Have you ever wandered why HTTP and REST are so similar? Although officially REST was published after HTTP/1.1 it is not directly based on HTTP. So what’s going on? I think the best answer could only give us an author of REST, Roy T. Fielding.
Over eight years ago there was a discussion about REST on Yahoo groups. Luckily Roy Fielding also participated. He wrote quite a detailed story about the origination of HTTP/1.1 and REST, which can be found here. In short, while HTTP standardization process he developed a core set of principles, properties, and constraints. A part of them was applied to HTTP/1.1. Nevertheless HTTP/1.1 was finished before all those core ideas, which are now known as REST, were defined as an entire model.
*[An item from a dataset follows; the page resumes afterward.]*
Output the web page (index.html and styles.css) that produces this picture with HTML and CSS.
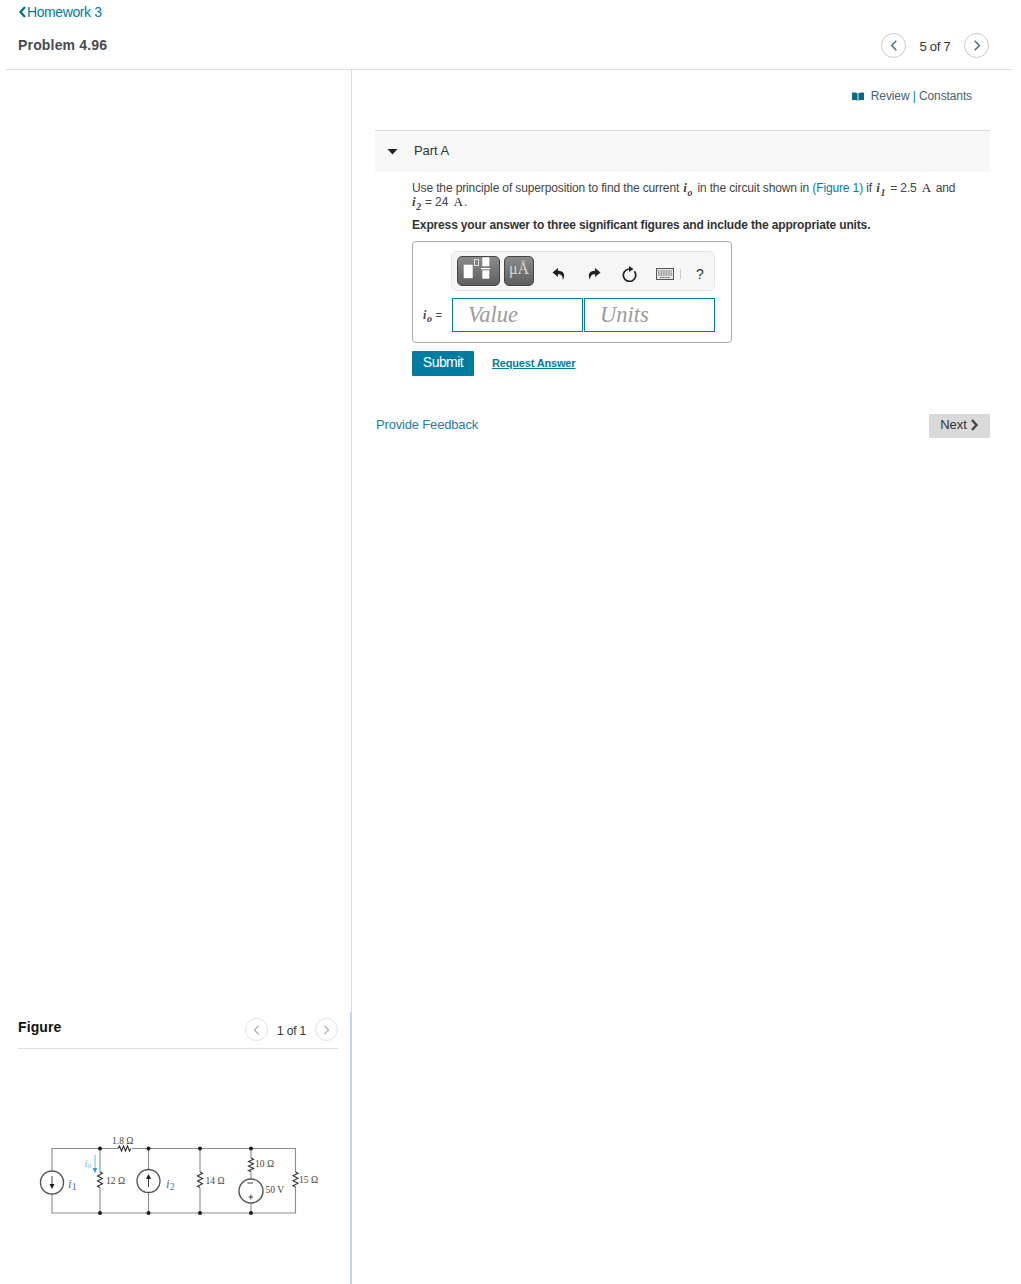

I think that connection between HTTP/1.1 and REST is best described in this sentence:
HTTP as we know it today is just as dependent on the conceptual notion of REST as the definition of REST is dependent on what I wanted HTTP to be today.Roy T. Fielding
At the end Fielding asks a rhetorical question, would HTTP be RESTful if he hadn’t been involved in creating its specification. He adds that he “still remembers people saying publicly that any serious standardization of the Web should be based on IIOP, not HTTP”. After those words I believe that as a web developers we have a tremendous debt of gratitude for Roy Fielding and his work. Thank you sir!